During Wilkins’ university years John Quincy Adams, the editor of the St. Paul Appeal, a once prominent black owned newspaper, died, and Adams’ wife hired Wilkins to take over as editor. He slowly built the newspaper back towards the importance it had once held.

Through these same years Wilkins became more and more active in the St. Paul chapter of the NAACP, becoming its secretary by 1922. In 1923 he came to Kansas City to attend the organization’s Midwestern Race Relations Conference, which ran August 29 – September 5, 89 years ago as I write. He looked forward to seeing people like scientist George Washington Carver, poet James Weldon Johnson, lynching investigator Walter White, and W.E.B. Du Bois.

When a representative of Gov. Arthur M. Hyde used the word “darky” the meeting erupted for six minutes before the 500 delegates and the 10,000 local people were persuaded to quiet.

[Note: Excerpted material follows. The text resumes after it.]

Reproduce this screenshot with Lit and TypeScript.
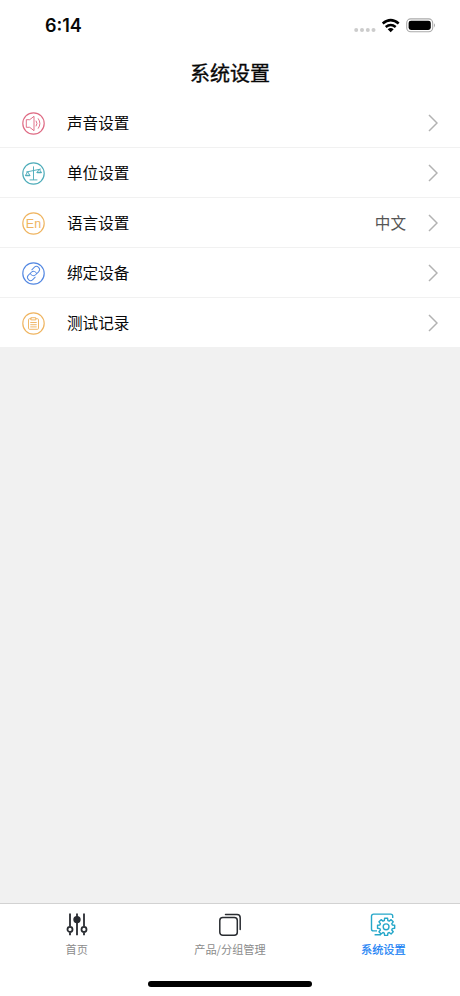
import { LitElement, html, css, svg } from "lit";
import { customElement } from "lit/decorators.js";

const gearPath = () => {
  const points: string[] = [];
  const polar = (r: number, deg: number) => {
    const a = (deg * Math.PI) / 180;
    return `${(r * Math.cos(a)).toFixed(2)} ${(r * Math.sin(a)).toFixed(2)}`;
  };
  for (let i = 0; i < 8; i++) {
    const a = i * 45 - 90;
    points.push(polar(6.5, a - 16), polar(8.7, a - 10), polar(8.7, a + 10), polar(6.5, a + 16));
  }
  return `M${points.join("L")}Z`;
};

const glyphs = {
  sound: svg`<path d="M6.2 9.2h3l4.3-3.4v14.4l-4.3-3.4h-3zM15.7 10.5q1.7 2.5 0 5M17.8 8.2q3.4 4.8 0 9.6"/>`,
  scale: svg`<path d="M13 6.3V19M9.5 19.4h7M6 11.5 20 8.6M5.2 14.6l2-3.4 2 3.4M16.7 11.8l2-3.2 2 3.2"/><path stroke-width="1.5" d="M5.3 14.9h3.8M16.8 12.1h3.8"/>`,
  language: svg`<text x="13" y="17.3" text-anchor="middle">En</text>`,
  link: svg`<g transform="rotate(-45 13 13)"><path d="M11.6 16.8H8.2a3.1 3.1 0 0 1 0-6.2h4.2a3.1 3.1 0 0 1 2.9 4.2M14.4 9.2h3.4a3.1 3.1 0 0 1 0 6.2h-4.2a3.1 3.1 0 0 1-2.9-4.2"/></g>`,
  record: svg`<path d="M10.6 8.2H9a1 1 0 0 0-1 1v8.6a1 1 0 0 0 1 1h8a1 1 0 0 0 1-1V9.2a1 1 0 0 0-1-1h-1.6M10.7 7.2h4.6v2.2h-4.6zM10.2 12h5.6M10.2 14.2h5.6M10.2 16.4h5.6"/>`,
};

const rows = [
  { label: "声音设置", icon: glyphs.sound, tone: "pink", value: "" },
  { label: "单位设置", icon: glyphs.scale, tone: "teal", value: "" },
  { label: "语言设置", icon: glyphs.language, tone: "orange", value: "中文" },
  { label: "绑定设备", icon: glyphs.link, tone: "blue", value: "" },
  { label: "测试记录", icon: glyphs.record, tone: "orange", value: "" },
];

@customElement("app-root")
export class AppRoot extends LitElement {
  static styles = css`
    :host {
      display: flex;
      flex-direction: column;
      height: 996px;
      background: #f1f1f1;
      font-family: Inter, "Noto Sans CJK SC", sans-serif;
      color: #080808;
    }
    svg { display: block; fill: none; flex: none; }
    .status {
      display: flex;
      align-items: center;
      height: 50px;
      padding: 0 24px 0 45px;
      background: #fff;
    }
    .time { flex: 1; font-size: 18px; font-weight: 600; line-height: 24px; padding-top: 2px; }
    .title {
      height: 48px;
      margin: 0;
      background: #fff;
      text-align: center;
      font: 400 20px/46px "Noto Sans CJK SC", sans-serif;
      -webkit-text-stroke: 0.35px #080808;
    }
    .list { background: #fff; }
    .row {
      display: flex;
      align-items: center;
      box-sizing: border-box;
      height: 50px;
      padding: 0 22px 0 20px;
      border-bottom: 1px solid #f1f1f1;
    }
    .badge { width: 27px; height: 27px; stroke: currentColor; stroke-width: 0.95; stroke-linejoin: round; stroke-linecap: round; margin: 1px 20px 0 0; }
    .badge .ring { stroke-width: 1.2; }
    .badge text { fill: currentColor; stroke: none; font: 12.5px "Liberation Sans", sans-serif; }
    .pink { color: #df6c85; }
    .teal { color: #50adba; }
    .orange { color: #efb562; }
    .blue { color: #5589e2; }
    .label { flex: 1; font: 15.6px/24px "Noto Sans CJK SC", sans-serif; padding-bottom: 2px; }
    .value { color: #555; font: 15.6px/24px "Noto Sans CJK SC", sans-serif; margin-right: 22px; padding-bottom: 2px; }
    .chevron { stroke: #b2b2b2; stroke-width: 1.5; }
    .tabs {
      display: grid;
      grid-template-columns: repeat(3, 1fr);
      box-sizing: border-box;
      height: 93px;
      margin-top: auto;
      padding-top: 6px;
      border-top: 1px solid #d2d2d2;
      background: #fff;
      grid-template-rows: 68px 18px;
    }
    .tab { display: flex; flex-direction: column; align-items: center; color: #8b8b8b; font: 11.2px/16px "Noto Sans CJK SC", sans-serif; }
    .tab svg { stroke: #292c31; margin-bottom: 1px; }
    .active { color: #117df5; -webkit-text-stroke: 0.2px #117df5; }
    .tab.active svg { stroke: #25a7c9; }
    .home { grid-column: 1 / -1; justify-self: center; width: 164px; height: 6px; border-radius: 3px; background: #000; margin-top: 3px; }
  `;

  render() {
    return html`
      <header class="status">
        <span class="time">6:14</span>
        <svg width="82" height="20" viewBox="354 15 82 20">
          <g fill="#ccc"><circle cx="356.2" cy="30" r="2"/><circle cx="362" cy="30" r="2"/><circle cx="367.8" cy="30" r="2"/><circle cx="373.5" cy="30" r="2"/></g>
          <g stroke="#000" stroke-width="2.5"><path d="M382.7 23.5q8-6.8 16 0M385.7 27q5-4.1 10 0"/></g>
          <path fill="#000" d="M387.7 29.2q3-2.3 6 0l-3 3.1z"/>
          <rect x="406.7" y="18.9" width="26" height="12.9" rx="4" stroke="#aaa" stroke-width="1.1"/>
          <rect x="408.6" y="20.7" width="22.2" height="9.3" rx="2.4" fill="#000"/>
          <path d="M434 23.3q2 2 0 4.1z" fill="#aaa"/>
        </svg>
      </header>
      <h1 class="title">系统设置</h1>
      <main class="list">
        ${rows.map(
          (row) => html`<div class="row">
            <svg class="badge ${row.tone}" viewBox="-.5 -.5 27 27"><circle class="ring" cx="13" cy="13" r="10.7"/>${row.icon}</svg>
            <span class="label">${row.label}</span>
            <span class="value">${row.value}</span>
            <svg class="chevron" width="10" height="18"><path d="M1 1l8 8-8 8"/></svg>
          </div>`
        )}
      </main>
      <nav class="tabs">
        <div class="tab">
          <svg width="24" height="30" viewBox="0 0 24 30" stroke-width="1.8">
            <path d="M5 3.5v12.8M5 22.2v3M12 3.5v21.8M19 3.5v12.8M19 22.2v3"/>
            <circle cx="5" cy="19.4" r="2.5"/><circle cx="19" cy="19.4" r="2.5"/><circle cx="12" cy="9.6" r="2.8" fill="#292c31"/>
          </svg>
          <span>首页</span>
        </div>
        <div class="tab">
          <svg width="24" height="30" viewBox="0 0 24 30" stroke-width="1.5" stroke-linecap="round">
            <rect x="1.8" y="7.5" width="17.5" height="17.8" rx="3"/><path d="M7.5 4.6H19a3.2 3.2 0 0 1 3.2 3.2v11.7"/>
          </svg>
          <span>产品/分组管理</span>
        </div>
        <div class="tab active">
          <svg width="26" height="30" viewBox="0 0 26 30" stroke-width="1.4" stroke-linejoin="round">
            <path d="M22.7 8V6.1a2 2 0 0 0-2-2H3.5a2 2 0 0 0-2 2v12.8a2 2 0 0 0 2 2H7M4.6 24.7h6.4"/>
            <path transform="translate(16.1 16.8)" d="${gearPath()}"/><circle cx="16.1" cy="16.8" r="2.9"/>
          </svg>
          <span>系统设置</span>
        </div>
        <div class="home"></div>
      </nav>
    `;
  }
}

But when the emissary delivered a message from the governor urging the delegates to devote themselves to industry, thrift, and individual achievement, rather than “so-called equality,” there was “an ominous silence.” Finally James Weldon Johnson stood. Besides being a poet (God’s Trombones), Johnson was also a diplomat, playwright, and, as Wilkins put it, “a gentleman.” He was also the first African American to head the NAACP. Johnson held the entire auditorium in silence as he spoke with great eloquence, ending with “Thrift and industry? Look around you, sir, at these thousands who by thrift and industry, by study and by devotion to church, have made themselves worthy to enjoy the right of American citizens. But, sir, do they enjoy them? We are here to serve notice that we are in a fight to the death for the right guaranteed us as American citizens by the Constitution.”

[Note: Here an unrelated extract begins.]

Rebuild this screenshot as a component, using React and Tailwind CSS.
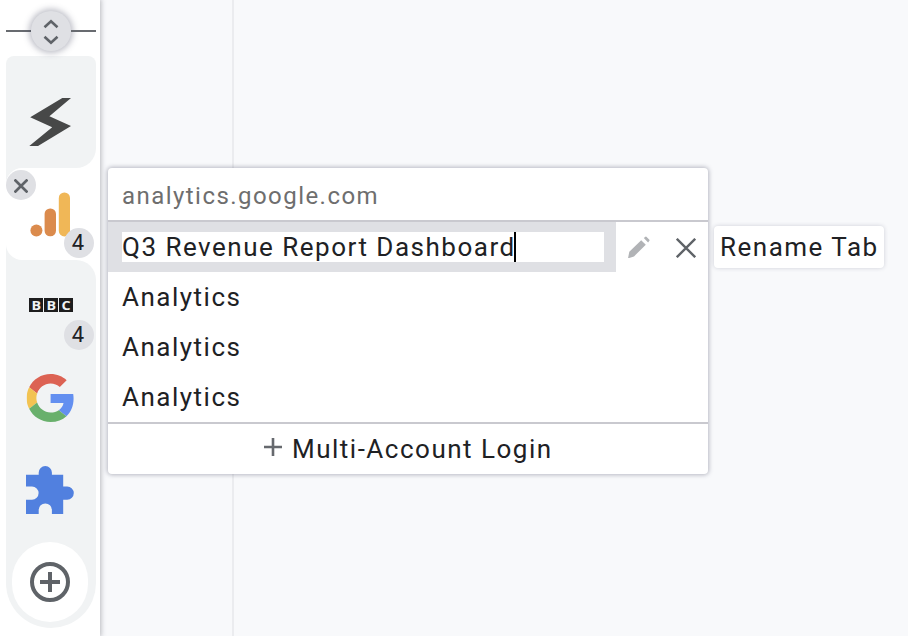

Wilkins wrote, “I knew that I had seen a great leader—and found my own cause.”

He also found something else. A job.

Upon returning to Missouri, his father had attended a small seminary and become a preacher. He had his Sunday bulletins printed at one of Kansas City’s small print shops, the one owned by Chester Arthur Franklin. One Saturday, when Willie Wilkins came into the shop to pick up his programs, Franklin happened to mention that he was looking for a trained news editor. Willie told him about his son.

Besides owning the print shop, Franklin was also the owner, publisher, and managing editor of the Kansas City Call, which he had started in 1919. Franklin contacted Roy shortly before the conference, and the two met after Wilkins got to town. Franklin decided to use the conference as Wilkins’ audition for the news editor position, and Wilkins, to use his words, “spent the next week reporting harder than I had ever done in my life.” He was particularly pleased with his piece on James Weldon Johnson’s speech. When Franklin read it, he looked up and said simply, “You’ll do.”

He put Wilkins’ byline on the story and offered the young reporter a salary of $100 per month.

Aunt Elizabeth needed some convincing to allow her nephew to move to a “sinful place like Kansas City,” but by October 1, 1923, Wilkins was on the Call’s payroll and settled in a room (he called “a monastic little cell”) in the Paseo YMCA, Kansas City’s Y for African Americans.

Then he started to get to know Kansas City.